### [Material supplied]

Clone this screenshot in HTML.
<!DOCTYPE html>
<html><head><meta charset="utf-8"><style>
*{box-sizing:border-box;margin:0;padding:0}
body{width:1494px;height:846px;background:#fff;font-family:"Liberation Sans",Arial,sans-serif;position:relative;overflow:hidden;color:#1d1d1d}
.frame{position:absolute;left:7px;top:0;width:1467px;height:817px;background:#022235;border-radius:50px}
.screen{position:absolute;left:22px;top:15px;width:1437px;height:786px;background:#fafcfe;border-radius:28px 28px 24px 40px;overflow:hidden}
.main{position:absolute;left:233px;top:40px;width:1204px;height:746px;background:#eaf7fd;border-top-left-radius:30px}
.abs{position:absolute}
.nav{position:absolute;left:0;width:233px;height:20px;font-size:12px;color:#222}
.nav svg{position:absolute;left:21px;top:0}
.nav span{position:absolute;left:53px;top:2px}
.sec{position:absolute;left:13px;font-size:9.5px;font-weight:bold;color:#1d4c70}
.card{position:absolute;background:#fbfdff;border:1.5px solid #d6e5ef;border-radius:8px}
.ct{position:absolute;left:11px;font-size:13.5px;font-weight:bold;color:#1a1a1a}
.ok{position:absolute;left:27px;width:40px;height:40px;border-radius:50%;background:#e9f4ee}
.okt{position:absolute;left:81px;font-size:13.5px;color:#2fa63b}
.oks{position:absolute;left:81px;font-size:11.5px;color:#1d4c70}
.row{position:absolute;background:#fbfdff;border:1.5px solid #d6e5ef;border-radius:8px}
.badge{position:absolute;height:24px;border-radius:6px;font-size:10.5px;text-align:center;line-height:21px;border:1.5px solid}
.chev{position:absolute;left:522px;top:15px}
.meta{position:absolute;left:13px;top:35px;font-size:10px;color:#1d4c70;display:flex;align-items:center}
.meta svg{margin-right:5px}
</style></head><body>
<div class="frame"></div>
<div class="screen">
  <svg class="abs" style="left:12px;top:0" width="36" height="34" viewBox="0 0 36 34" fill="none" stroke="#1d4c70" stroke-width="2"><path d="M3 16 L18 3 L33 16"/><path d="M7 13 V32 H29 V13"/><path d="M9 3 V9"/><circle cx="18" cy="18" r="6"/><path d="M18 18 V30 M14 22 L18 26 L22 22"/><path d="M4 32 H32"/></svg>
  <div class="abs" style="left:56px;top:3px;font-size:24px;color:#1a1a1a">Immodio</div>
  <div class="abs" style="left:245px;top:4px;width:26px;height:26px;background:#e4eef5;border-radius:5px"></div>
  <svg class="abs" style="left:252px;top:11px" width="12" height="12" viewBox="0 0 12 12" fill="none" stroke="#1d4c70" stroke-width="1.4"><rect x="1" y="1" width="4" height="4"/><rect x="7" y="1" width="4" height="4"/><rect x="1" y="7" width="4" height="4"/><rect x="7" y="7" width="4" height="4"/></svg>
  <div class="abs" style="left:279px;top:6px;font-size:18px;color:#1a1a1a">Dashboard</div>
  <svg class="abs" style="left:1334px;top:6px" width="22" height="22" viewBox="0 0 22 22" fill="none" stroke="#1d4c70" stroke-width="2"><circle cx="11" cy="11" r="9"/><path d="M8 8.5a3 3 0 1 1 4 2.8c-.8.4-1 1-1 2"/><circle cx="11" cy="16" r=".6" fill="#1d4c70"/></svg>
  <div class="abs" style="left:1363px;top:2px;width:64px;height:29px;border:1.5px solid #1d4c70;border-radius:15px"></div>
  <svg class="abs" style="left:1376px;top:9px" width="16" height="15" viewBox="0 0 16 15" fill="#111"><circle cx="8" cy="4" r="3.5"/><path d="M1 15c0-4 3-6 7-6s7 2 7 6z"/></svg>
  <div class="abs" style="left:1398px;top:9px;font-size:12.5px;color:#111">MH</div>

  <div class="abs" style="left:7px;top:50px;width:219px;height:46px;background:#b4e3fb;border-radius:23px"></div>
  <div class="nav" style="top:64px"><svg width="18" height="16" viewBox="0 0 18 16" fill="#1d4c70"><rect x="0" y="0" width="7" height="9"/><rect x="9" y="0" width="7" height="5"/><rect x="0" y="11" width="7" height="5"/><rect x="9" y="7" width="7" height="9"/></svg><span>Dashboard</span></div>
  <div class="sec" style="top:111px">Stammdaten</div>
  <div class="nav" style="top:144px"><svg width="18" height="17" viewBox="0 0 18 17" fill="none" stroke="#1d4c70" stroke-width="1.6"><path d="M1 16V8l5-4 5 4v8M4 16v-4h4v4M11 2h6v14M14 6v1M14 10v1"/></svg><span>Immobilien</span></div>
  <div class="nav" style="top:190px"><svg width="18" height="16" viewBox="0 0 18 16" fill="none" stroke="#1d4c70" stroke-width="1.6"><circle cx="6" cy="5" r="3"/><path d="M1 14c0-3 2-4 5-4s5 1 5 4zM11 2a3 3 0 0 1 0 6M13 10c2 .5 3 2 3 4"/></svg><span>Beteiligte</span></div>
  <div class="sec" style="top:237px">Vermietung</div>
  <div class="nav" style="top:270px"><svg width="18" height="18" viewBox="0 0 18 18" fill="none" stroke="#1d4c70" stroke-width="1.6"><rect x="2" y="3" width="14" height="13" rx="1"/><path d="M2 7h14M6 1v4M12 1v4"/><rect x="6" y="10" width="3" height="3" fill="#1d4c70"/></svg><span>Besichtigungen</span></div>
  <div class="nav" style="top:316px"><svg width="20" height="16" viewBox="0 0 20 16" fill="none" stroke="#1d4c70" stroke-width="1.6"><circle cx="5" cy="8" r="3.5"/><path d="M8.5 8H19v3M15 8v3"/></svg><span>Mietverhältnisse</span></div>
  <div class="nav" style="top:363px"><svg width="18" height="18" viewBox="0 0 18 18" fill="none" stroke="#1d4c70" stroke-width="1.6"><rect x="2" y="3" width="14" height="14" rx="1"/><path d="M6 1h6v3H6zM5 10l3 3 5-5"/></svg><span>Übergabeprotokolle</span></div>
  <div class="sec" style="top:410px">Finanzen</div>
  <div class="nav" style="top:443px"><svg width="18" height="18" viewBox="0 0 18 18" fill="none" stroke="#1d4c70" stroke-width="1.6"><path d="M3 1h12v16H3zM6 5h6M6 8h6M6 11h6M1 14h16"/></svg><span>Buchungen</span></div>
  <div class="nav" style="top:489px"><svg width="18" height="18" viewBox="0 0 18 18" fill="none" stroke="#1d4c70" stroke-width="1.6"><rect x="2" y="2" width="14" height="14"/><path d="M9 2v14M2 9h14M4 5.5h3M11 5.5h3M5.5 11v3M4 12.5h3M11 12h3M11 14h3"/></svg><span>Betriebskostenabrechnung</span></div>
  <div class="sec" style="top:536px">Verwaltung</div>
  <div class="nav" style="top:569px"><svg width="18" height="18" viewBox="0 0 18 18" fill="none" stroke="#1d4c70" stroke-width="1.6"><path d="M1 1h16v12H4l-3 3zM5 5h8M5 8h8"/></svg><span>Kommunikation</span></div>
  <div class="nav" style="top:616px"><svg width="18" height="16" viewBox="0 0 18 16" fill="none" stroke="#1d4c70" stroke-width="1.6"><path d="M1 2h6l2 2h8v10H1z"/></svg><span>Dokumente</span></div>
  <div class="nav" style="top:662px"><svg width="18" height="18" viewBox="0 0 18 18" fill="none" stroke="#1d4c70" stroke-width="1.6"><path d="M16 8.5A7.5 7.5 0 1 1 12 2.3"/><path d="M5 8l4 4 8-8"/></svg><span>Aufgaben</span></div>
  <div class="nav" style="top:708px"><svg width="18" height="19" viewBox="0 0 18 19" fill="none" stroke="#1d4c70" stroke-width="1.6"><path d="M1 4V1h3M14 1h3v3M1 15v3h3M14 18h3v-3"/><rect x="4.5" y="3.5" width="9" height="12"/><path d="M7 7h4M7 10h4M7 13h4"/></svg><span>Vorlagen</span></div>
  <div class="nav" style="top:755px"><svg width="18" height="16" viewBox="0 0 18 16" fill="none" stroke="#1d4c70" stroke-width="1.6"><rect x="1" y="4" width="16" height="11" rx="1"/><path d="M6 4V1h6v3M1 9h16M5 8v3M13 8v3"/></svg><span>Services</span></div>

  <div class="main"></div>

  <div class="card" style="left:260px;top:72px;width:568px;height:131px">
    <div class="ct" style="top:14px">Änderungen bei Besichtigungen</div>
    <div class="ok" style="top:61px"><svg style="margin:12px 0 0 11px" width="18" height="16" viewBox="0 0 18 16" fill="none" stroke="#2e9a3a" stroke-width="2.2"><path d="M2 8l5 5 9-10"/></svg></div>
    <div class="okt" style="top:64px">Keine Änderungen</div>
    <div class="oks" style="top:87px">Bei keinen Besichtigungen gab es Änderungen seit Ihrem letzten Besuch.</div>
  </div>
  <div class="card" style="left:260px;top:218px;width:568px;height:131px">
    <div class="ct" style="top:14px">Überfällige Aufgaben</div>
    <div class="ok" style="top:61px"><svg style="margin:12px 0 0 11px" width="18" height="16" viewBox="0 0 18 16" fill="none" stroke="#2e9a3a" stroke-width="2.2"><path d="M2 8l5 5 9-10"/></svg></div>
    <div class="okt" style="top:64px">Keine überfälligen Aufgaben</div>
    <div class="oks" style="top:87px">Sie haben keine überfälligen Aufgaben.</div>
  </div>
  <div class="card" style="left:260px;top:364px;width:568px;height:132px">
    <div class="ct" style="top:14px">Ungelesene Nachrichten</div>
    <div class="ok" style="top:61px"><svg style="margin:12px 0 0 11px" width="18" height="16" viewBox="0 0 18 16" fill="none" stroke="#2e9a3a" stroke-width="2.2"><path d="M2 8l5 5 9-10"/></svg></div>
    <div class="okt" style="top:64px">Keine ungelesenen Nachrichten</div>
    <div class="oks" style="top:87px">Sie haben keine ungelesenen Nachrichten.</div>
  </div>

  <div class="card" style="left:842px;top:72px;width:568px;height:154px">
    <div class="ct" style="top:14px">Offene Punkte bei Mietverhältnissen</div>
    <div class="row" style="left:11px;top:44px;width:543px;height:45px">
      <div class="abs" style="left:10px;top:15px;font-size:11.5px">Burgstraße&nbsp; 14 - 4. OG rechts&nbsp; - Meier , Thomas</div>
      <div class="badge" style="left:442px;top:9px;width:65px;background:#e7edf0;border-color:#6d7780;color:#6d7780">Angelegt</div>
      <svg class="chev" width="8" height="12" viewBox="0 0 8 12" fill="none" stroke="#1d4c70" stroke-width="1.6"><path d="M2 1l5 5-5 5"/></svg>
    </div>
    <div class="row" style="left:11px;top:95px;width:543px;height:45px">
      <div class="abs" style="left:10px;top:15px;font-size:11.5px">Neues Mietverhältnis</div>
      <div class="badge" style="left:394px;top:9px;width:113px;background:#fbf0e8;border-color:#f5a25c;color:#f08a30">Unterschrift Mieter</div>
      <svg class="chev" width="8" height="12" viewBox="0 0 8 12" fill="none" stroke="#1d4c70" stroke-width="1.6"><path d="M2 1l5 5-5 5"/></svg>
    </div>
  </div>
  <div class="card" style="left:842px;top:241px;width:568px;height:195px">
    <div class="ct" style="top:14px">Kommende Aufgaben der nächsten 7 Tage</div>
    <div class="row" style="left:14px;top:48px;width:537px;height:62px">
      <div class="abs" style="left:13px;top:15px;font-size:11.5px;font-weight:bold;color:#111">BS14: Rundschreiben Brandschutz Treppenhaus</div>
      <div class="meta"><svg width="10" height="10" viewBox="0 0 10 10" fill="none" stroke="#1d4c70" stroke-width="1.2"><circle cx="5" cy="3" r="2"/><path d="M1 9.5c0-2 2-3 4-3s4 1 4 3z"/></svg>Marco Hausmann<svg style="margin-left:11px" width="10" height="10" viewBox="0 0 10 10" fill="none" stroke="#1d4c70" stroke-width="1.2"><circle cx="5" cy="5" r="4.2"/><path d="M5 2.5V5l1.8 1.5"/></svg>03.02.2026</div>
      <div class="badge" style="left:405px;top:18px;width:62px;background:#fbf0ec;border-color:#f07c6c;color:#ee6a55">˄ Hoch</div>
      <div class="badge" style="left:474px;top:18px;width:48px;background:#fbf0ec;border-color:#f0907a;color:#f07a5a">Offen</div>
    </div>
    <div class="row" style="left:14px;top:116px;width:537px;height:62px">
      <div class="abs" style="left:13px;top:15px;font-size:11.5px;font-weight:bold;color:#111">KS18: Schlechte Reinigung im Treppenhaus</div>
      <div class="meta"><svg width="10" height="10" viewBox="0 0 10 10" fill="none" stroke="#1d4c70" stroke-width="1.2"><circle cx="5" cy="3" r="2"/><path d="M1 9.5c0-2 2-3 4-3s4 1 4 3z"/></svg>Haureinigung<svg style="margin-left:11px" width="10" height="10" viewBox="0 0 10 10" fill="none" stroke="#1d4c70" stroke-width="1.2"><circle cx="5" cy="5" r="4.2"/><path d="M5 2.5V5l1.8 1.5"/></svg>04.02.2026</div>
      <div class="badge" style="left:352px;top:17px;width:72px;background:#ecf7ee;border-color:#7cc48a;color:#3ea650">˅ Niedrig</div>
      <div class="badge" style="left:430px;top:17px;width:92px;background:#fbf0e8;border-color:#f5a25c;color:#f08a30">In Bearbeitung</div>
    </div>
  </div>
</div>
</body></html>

--

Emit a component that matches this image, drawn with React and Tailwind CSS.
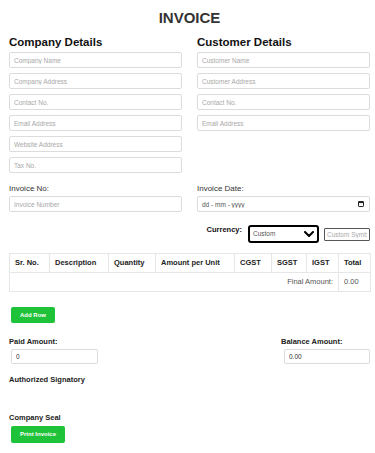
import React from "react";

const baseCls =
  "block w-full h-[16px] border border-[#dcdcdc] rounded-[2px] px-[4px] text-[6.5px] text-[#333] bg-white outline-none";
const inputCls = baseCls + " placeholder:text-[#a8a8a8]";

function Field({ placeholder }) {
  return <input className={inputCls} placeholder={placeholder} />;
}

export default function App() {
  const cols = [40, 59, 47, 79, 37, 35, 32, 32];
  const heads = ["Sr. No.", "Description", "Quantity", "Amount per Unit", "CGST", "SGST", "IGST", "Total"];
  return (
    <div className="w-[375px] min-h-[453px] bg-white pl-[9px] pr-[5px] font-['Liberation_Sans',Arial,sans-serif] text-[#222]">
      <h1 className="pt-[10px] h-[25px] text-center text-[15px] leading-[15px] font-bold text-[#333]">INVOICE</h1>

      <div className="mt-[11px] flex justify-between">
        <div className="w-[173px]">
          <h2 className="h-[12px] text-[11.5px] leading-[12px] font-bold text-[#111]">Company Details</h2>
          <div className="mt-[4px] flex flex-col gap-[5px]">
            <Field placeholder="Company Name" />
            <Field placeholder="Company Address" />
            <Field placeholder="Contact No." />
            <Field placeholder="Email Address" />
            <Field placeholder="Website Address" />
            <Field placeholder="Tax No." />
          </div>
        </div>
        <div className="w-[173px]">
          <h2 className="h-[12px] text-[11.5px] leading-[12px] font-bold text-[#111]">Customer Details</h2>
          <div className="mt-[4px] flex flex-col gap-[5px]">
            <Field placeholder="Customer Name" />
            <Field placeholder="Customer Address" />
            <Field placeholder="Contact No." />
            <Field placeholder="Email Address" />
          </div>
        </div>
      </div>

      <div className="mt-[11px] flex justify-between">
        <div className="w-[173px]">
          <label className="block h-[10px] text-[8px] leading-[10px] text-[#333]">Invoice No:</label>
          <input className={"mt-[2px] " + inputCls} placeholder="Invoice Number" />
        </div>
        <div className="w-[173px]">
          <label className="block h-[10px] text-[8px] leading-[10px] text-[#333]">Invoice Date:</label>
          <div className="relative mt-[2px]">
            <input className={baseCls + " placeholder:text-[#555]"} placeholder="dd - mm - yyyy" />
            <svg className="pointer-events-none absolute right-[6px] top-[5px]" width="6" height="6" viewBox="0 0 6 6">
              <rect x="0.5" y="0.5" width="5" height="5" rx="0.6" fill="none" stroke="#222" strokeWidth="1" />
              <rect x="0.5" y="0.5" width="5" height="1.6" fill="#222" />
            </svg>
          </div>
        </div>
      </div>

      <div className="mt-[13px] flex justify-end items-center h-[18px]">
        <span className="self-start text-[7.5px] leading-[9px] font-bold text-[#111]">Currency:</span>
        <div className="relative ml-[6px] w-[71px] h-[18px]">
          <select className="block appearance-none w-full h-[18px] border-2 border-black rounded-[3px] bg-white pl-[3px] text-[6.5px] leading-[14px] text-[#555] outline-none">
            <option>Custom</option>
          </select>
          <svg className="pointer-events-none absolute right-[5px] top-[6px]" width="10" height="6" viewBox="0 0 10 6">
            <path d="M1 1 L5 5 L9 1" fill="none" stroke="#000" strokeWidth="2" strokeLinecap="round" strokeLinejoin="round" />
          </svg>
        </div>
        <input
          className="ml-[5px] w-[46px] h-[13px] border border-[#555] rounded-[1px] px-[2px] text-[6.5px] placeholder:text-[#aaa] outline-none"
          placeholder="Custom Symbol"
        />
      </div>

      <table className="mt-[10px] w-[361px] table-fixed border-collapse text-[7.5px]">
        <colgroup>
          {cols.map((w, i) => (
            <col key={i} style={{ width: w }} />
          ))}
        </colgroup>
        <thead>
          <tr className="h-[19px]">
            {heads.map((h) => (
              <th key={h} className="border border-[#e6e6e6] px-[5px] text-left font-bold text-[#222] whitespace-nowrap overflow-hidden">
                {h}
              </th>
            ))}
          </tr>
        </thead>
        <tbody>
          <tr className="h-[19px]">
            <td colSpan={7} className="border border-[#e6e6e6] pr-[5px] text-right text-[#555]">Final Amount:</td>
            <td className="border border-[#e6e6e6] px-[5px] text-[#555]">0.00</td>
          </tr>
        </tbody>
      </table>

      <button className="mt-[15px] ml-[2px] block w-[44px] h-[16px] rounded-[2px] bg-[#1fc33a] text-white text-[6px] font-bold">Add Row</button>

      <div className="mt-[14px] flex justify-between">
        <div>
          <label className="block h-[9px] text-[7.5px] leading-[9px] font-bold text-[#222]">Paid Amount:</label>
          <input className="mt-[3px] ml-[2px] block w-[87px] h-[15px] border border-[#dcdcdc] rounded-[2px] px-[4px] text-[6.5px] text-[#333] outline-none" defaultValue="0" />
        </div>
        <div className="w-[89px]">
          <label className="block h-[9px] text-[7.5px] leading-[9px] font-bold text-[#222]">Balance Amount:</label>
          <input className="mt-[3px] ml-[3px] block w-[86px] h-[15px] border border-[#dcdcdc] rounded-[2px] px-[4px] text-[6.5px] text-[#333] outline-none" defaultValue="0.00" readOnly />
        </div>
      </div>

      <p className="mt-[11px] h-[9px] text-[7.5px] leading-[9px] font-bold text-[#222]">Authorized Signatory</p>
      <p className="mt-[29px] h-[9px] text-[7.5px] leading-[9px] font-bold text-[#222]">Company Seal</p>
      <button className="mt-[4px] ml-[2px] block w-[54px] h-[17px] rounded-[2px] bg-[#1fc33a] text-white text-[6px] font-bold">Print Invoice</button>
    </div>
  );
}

* * *

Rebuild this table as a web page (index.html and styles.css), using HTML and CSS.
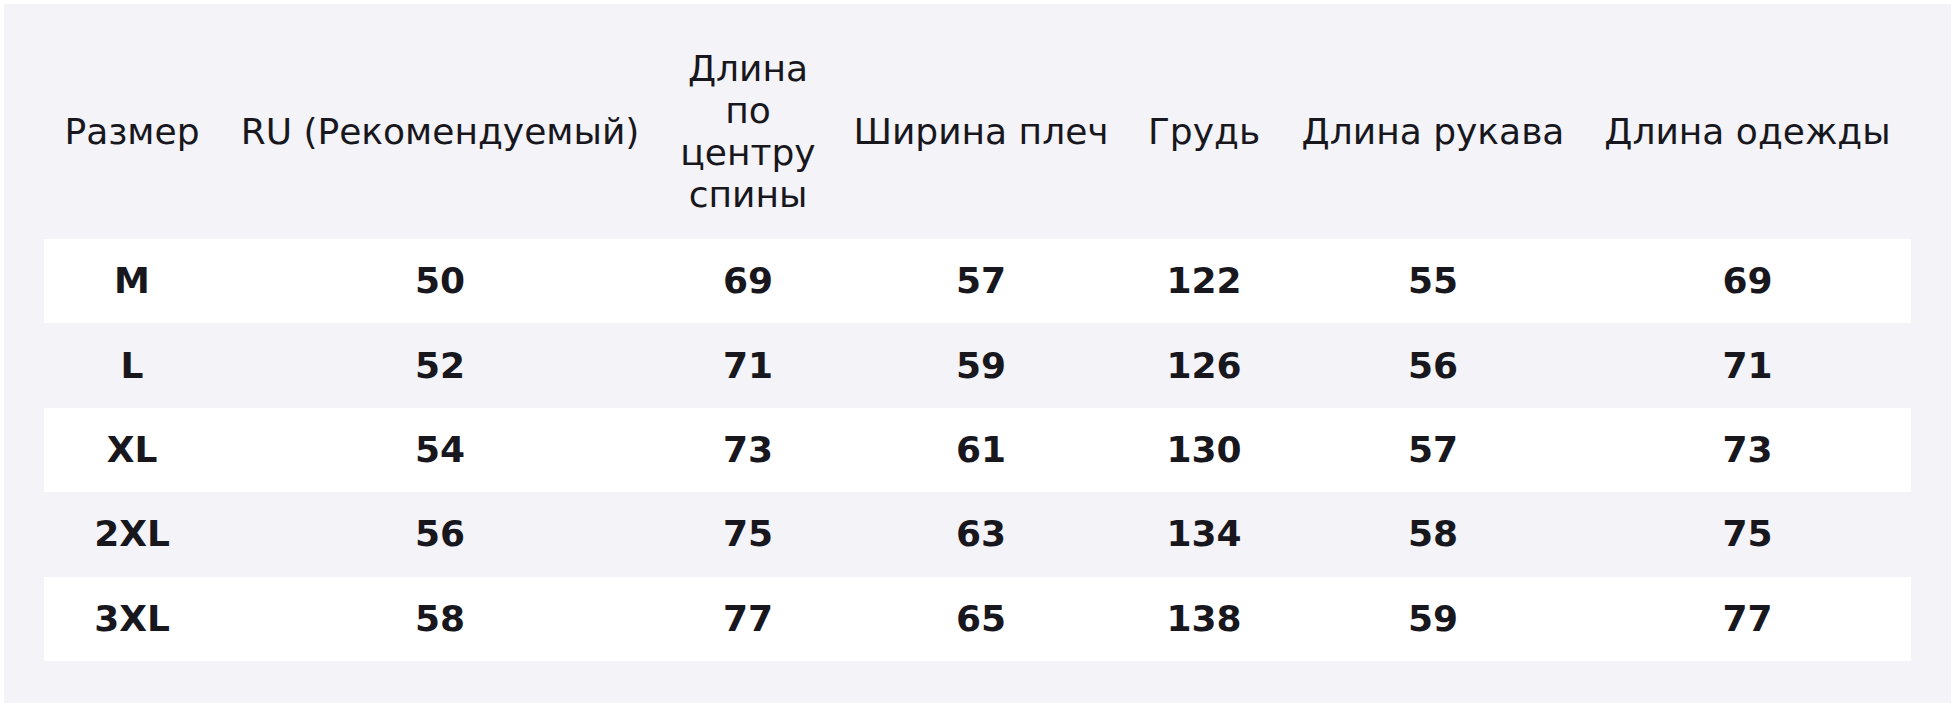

### [What the task asks]
Go back to the listing above and reproduce, exactly, the stretch from the line bearing "Emit a component" through the line bearing "const inputCls = baseCls", without its pictures.

### [The reply]
Emit a component that matches this image, drawn with React and Tailwind CSS.
import React from "react";

const baseCls =
  "block w-full h-[16px] border border-[#dcdcdc] rounded-[2px] px-[4px] text-[6.5px] text-[#333] bg-white outline-none";
const inputCls = baseCls + " placeholder:text-[#a8a8a8]";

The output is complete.